2006-11-27 08:17:06 · 19 answers · asked by GI 5 in Pregnancy & Parenting Parenting

19 answers

If they fight over something, take it away. Walk in there right now and take the popcorn away. Tell them because they were fighting, they can't have popcorn for the rest of the month.

Do the same thing with whatever they fight over later on. The tv, toys, clothes, etc.

When your 12 yr. old is bossy, tell her "Excuse me, I'm the parent here. YOU don't boss her, I do." When your 6 yr. old whines, ignore whatever she is saying. If she asks for something in a whiney voice, don't give it to her until she can ask in a regular voice. If she tattles, just say "Well I didn't see it so I'm not going to take your word for it.."

You have to be persistant with these things though, or they won't work. Good luck and God bless :-)

2006-11-27 08:21:20 · answer #1 · answered by CelebrateMeHome 6 · 2 3

Well, I don't know if this will be good news or bad news, but anyway....your children are behaving normally. They will probably fight from now on until the older one is old enough to be going out with friends and isn't at the house so much. I thought my nephews would kill each other before they made it to their teenage years. When they got older... high school age....they were best friends and still are, but boy, those preteen years were awful.

One thing to do is just to make sure they both have their own space so they can get away from each other when they need to. And, your older one is almost a teenager and in the next year or so she will go in her room and you will not see her again until she graduates, so that should cut down on the fighting some.

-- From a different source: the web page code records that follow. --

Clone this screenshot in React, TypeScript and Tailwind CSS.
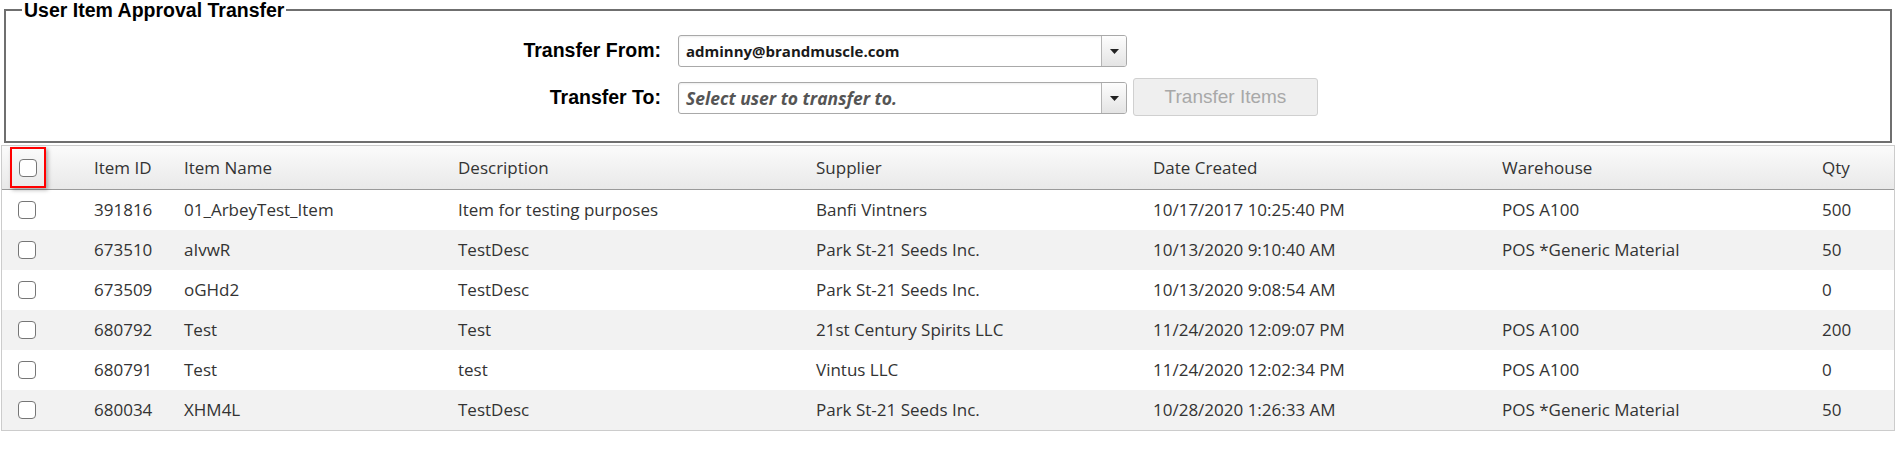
import React from 'react';

type Item = {
  id: string;
  name: string;
  description: string;
  supplier: string;
  created: string;
  warehouse: string;
  qty: string;
};

const items: Item[] = [
  { id: '391816', name: '01_ArbeyTest_Item', description: 'Item for testing purposes', supplier: 'Banfi Vintners', created: '10/17/2017 10:25:40 PM', warehouse: 'POS A100', qty: '500' },
  { id: '673510', name: 'aIvwR', description: 'TestDesc', supplier: 'Park St-21 Seeds Inc.', created: '10/13/2020 9:10:40 AM', warehouse: 'POS *Generic Material', qty: '50' },
  { id: '673509', name: 'oGHd2', description: 'TestDesc', supplier: 'Park St-21 Seeds Inc.', created: '10/13/2020 9:08:54 AM', warehouse: '', qty: '0' },
  { id: '680792', name: 'Test', description: 'Test', supplier: '21st Century Spirits LLC', created: '11/24/2020 12:09:07 PM', warehouse: 'POS A100', qty: '200' },
  { id: '680791', name: 'Test', description: 'test', supplier: 'Vintus LLC', created: '11/24/2020 12:02:34 PM', warehouse: 'POS A100', qty: '0' },
  { id: '680034', name: 'XHM4L', description: 'TestDesc', supplier: 'Park St-21 Seeds Inc.', created: '10/28/2020 1:26:33 AM', warehouse: 'POS *Generic Material', qty: '50' },
];

// columns line up with the grid's text starts
const cols = 'grid grid-cols-[92px_90px_274px_358px_337px_349px_320px_1fr] items-center';

const Checkbox: React.FC = () => (
  <span className="block w-[18px] h-[18px] rounded-[4px] border border-[#767676] bg-white" />
);

const ComboBox: React.FC<{ value?: string; placeholder?: string }> = ({ value, placeholder }) => (
  <div className="flex h-[32px] w-[449px] rounded-[3px] border border-[#a9a9a9] bg-white shadow-[inset_0_1px_2px_rgba(0,0,0,0.08)] overflow-hidden">
    <div className="flex-1 flex items-center pl-[7px] font-['Open_Sans',sans-serif] font-bold truncate">
      {value ? (
        <span className="text-[15px] text-[#1a1a1a]">{value}</span>
      ) : (
        <span className="text-[17.5px] italic text-[#555]">{placeholder}</span>
      )}
    </div>
    <div className="w-[25px] flex items-center justify-center border-l border-[#b5b5b5] bg-gradient-to-b from-[#fdfdfd] to-[#e4e4e4]">
      <svg width="9" height="5" viewBox="0 0 9 5">
        <path d="M0 0h9L4.5 5z" fill="#222" />
      </svg>
    </div>
  </div>
);

export default function App() {
  return (
    <div className="w-[1896px] bg-white font-['Liberation_Sans',Arial,sans-serif]">
      <div className="relative mt-[9px] ml-[4px] mr-[4px] h-[134px] border-2 border-[#6f6f6f] pt-[24px]">
        <span className="absolute top-[-11px] left-[16px] px-[2px] bg-white text-[19.5px] leading-[20px] font-bold text-black">
          User Item Approval Transfer
        </span>
        <div className="grid grid-cols-[672px_449px_auto] gap-y-[13px] items-center">
          <label className="text-right pr-[17px] text-[19.5px] font-bold text-black">Transfer From:</label>
          <ComboBox value="adminny@brandmuscle.com" />
          <div />
          <label className="text-right pr-[17px] text-[19.5px] font-bold text-black">Transfer To:</label>
          <ComboBox placeholder="Select user to transfer to." />
          <button
            disabled
            className="ml-[6px] -mt-[2px] h-[38px] w-[185px] rounded-[3px] border border-[#d0d0d0] bg-[#efefef] text-[19px] text-[#a8a8a8]"
          >
            Transfer Items
          </button>
        </div>
      </div>

      <div className="mt-[2px] ml-[1px] mr-[1px] border border-[#cccccc] font-['Open_Sans',sans-serif] text-[17px] text-[#333]">
        <div className={`${cols} h-[44px] border-b border-[#9a9a9a] bg-gradient-to-b from-[#fbfbfb] to-[#e9e9e9]`}>
          <div className="pl-[8px]">
            <div className="flex h-[41px] w-[36px] items-center justify-center border-2 border-[#ff0000] shadow-[2px_2px_4px_rgba(0,0,0,0.3)]">
              <Checkbox />
            </div>
          </div>
          <div>Item ID</div>
          <div>Item Name</div>
          <div>Description</div>
          <div>Supplier</div>
          <div>Date Created</div>
          <div>Warehouse</div>
          <div>Qty</div>
        </div>
        {items.map((item, i) => (
          <div key={item.id} className={`${cols} h-[40px] ${i % 2 === 1 ? 'bg-[#f2f2f2]' : 'bg-white'}`}>
            <div className="pl-[16px]">
              <Checkbox />
            </div>
            <div>{item.id}</div>
            <div>{item.name}</div>
            <div>{item.description}</div>
            <div>{item.supplier}</div>
            <div>{item.created}</div>
            <div>{item.warehouse}</div>
            <div>{item.qty}</div>
          </div>
        ))}
      </div>
    </div>
  );
}
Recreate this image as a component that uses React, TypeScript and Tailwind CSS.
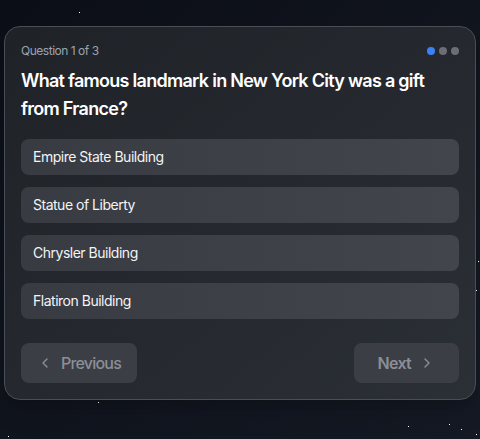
import React from 'react';
import { ChevronLeft, ChevronRight } from 'lucide-react';

const stars = [
  { x: 79, y: 12 },
  { x: 98, y: 402 },
  { x: 8, y: 436 },
  { x: 408, y: 426 },
  { x: 449, y: 424 },
  { x: 461, y: 429 },
  { x: 476, y: 434 },
  { x: 478, y: 261 },
  { x: 476, y: 290 },
];

const options = [
  'Empire State Building',
  'Statue of Liberty',
  'Chrysler Building',
  'Flatiron Building',
];

const App: React.FC = () => {
  return (
    <div
      className="relative min-h-[439px] w-full overflow-hidden bg-gradient-to-br from-[#0b0e16] via-[#10141d] to-[#141923] px-1 pt-[26px] pb-10"
      style={{ fontFamily: 'Inter, "Noto Sans", sans-serif' }}
    >
      {stars.map((s, i) => (
        <div
          key={i}
          className="absolute h-px w-px bg-white"
          style={{ left: s.x, top: s.y }}
        />
      ))}

      <div className="relative rounded-2xl border border-[#4a4e56] bg-gradient-to-br from-[#1f2227] to-[#2b2f36] p-4 shadow-xl">
        <div className="mb-2 flex items-center justify-between">
          <span className="text-xs tracking-[-0.04em] text-[#9ca3af]">Question 1 of 3</span>
          <div className="flex items-center gap-1">
            <span className="h-2 w-2 rounded-full bg-[#3b82f6]" />
            <span className="h-2 w-2 rounded-full bg-[#6b6e74]" />
            <span className="h-2 w-2 rounded-full bg-[#6b6e74]" />
          </div>
        </div>

        <h2 className="mb-4 pr-8 text-lg font-semibold leading-7 tracking-[-0.04em] text-white">
          What famous landmark in New York City was a gift from France?
        </h2>

        <div className="flex flex-col gap-3">
          {options.map((opt) => (
            <button
              key={opt}
              className="w-full rounded-lg bg-gradient-to-r from-[#383b42] to-[#42454c] px-3 py-2 text-left text-sm tracking-[-0.035em] text-[#f3f4f6]"
            >
              {opt}
            </button>
          ))}
        </div>

        <div className="mt-6 flex items-center justify-between">
          <button className="flex h-10 items-center gap-2 rounded-lg bg-[#3b3e45] px-4 text-base font-medium tracking-[-0.05em] text-[#8b8f96]">
            <ChevronLeft className="h-4 w-4" />
            Previous
          </button>
          <button className="flex h-10 items-center gap-2 rounded-lg bg-[#3b3e45] px-6 text-base font-semibold tracking-[-0.045em] text-[#8b8f96]">
            Next
            <ChevronRight className="h-4 w-4" />
          </button>
        </div>
      </div>
    </div>
  );
};

export default App;
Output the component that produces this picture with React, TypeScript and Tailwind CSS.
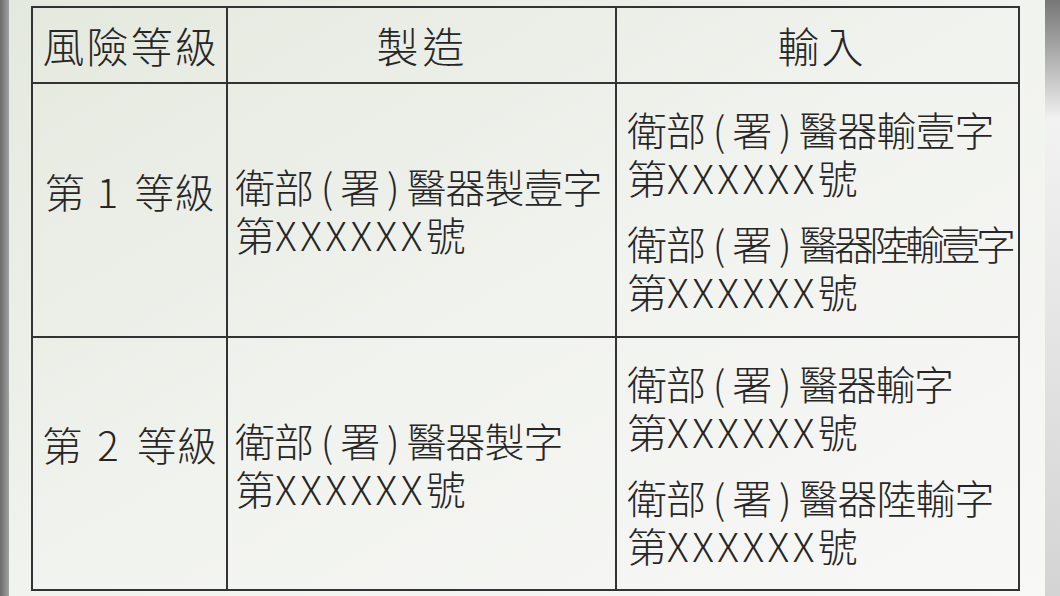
const FONT = "font-['Noto_Sans_CJK_TC','Noto_Sans',sans-serif]";

// one registration number: "衛部 ( 署 ) 醫器…字" + "第XXXXXX號"
function Entry({ tail, squeeze = 'tracking-[-1px]' }: { tail: string; squeeze?: string }) {
  return (
    <div>
      <div className="whitespace-pre">
        <span className="tracking-[-1px]">衛部 ( 署 ) </span>
        <span className={squeeze}>{tail}</span>
      </div>
      <div className="whitespace-pre">
        第<span className="tracking-[3.5px]">XXXXXX</span>號
      </div>
    </div>
  );
}

function Level({ n, a, b }: { n: string; a: string; b: string }) {
  return (
    <span className="whitespace-pre">
      第<span className={a}>{n}</span>
      <span className={b}>等級</span>
    </span>
  );
}

const cell = 'border-r-2 border-b-2 border-[#333]';

export default function App() {
  return (
    <div className={`flex w-[1060px] h-[596px] overflow-hidden ${FONT} font-light text-[#262626]`}>
      {/* left frame edge */}
      <div className="w-[9px] shrink-0 bg-linear-to-r from-[#6a6a6a] to-[#a2a2a2]" />

      {/* slide */}
      <div className="flex-1 pl-[22px] pt-[6px] bg-linear-to-br from-[#e4e9df] via-[#f1f3ee] to-[#f8f8f7]">
        <div className="grid grid-cols-[195px_389px_403px] grid-rows-[76px_254px_253px] w-[989px] border-l-2 border-t-2 border-[#333] text-[40px] leading-[48px]">
          {/* header */}
          <div className={`${cell} flex items-center justify-center text-[42px] tracking-[2px] pl-[2px]`}>風險等級</div>
          <div className={`${cell} flex items-center justify-center text-[42px] tracking-[4px] pl-[2px]`}>製造</div>
          <div className={`${cell} flex items-center justify-center text-[42px] tracking-[2px] pl-[8px]`}>輸入</div>

          {/* level 1 */}
          <div className={`${cell} flex items-center justify-center pb-[38px]`}>
            <Level n="1" a="ml-[12px]" b="ml-[16px]" />
          </div>
          <div className={`${cell} flex items-center pl-[7px]`}>
            <Entry tail="醫器製壹字" />
          </div>
          <div className={`${cell} flex flex-col justify-center gap-[18px] pl-[10px]`}>
            <Entry tail="醫器輸壹字" />
            <Entry tail="醫器陸輸壹字" squeeze="tracking-[-4.5px]" />
          </div>

          {/* level 2 */}
          <div className={`${cell} flex items-center justify-center pb-[40px]`}>
            <Level n="2" a="ml-[15px]" b="ml-[18px]" />
          </div>
          <div className={`${cell} flex items-center pl-[7px]`}>
            <Entry tail="醫器製字" />
          </div>
          <div className={`${cell} flex flex-col justify-center gap-[18px] pl-[10px]`}>
            <Entry tail="醫器輸字" squeeze="tracking-[-1.5px]" />
            <Entry tail="醫器陸輸字" />
          </div>
        </div>
      </div>

      {/* right frame edge */}
      <div className="w-[15px] shrink-0 bg-linear-to-b from-[#777] via-[#f2f2f2] via-20% to-[#d4d4d4]" />
    </div>
  );
}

Hang in there !!!! This too shall pass. : )

2006-11-27 16:52:46 · answer #2 · answered by Tallulah 4 · 0 0

It's normal. Once your older daughter gets to about 15 or 16, she'll become a little more mature and not fight back with the younger one.

Once they get older, they'll get along and look back at these times and laugh. That's what my sis and I do.

As for now with the fighting, tell the 6 year old that no one likes a tattle tale and tell the 12 year old you expect more from her...she's at the age where she can be talked to like an adult and expected to act kind of like one.

2006-11-27 16:20:51 · answer #3 · answered by Anonymous · 1 0

Yes. I get along with my sisters nicely. Sure there are always arguments but you can get them to get along. Try a few of these ideas. They are what my parents did with me growing up.

1. Instead of taking things away and putting them in "Time out" or "Grounding" them, reach a solution to the problem. With the fighting over the popcorn is about who gets to hold the bucket, separate the popcorn into two separate dishes and give them both popcorn. If it's an issue of, "They're eating to much of 'my' popcorn" simply give them both popcorn.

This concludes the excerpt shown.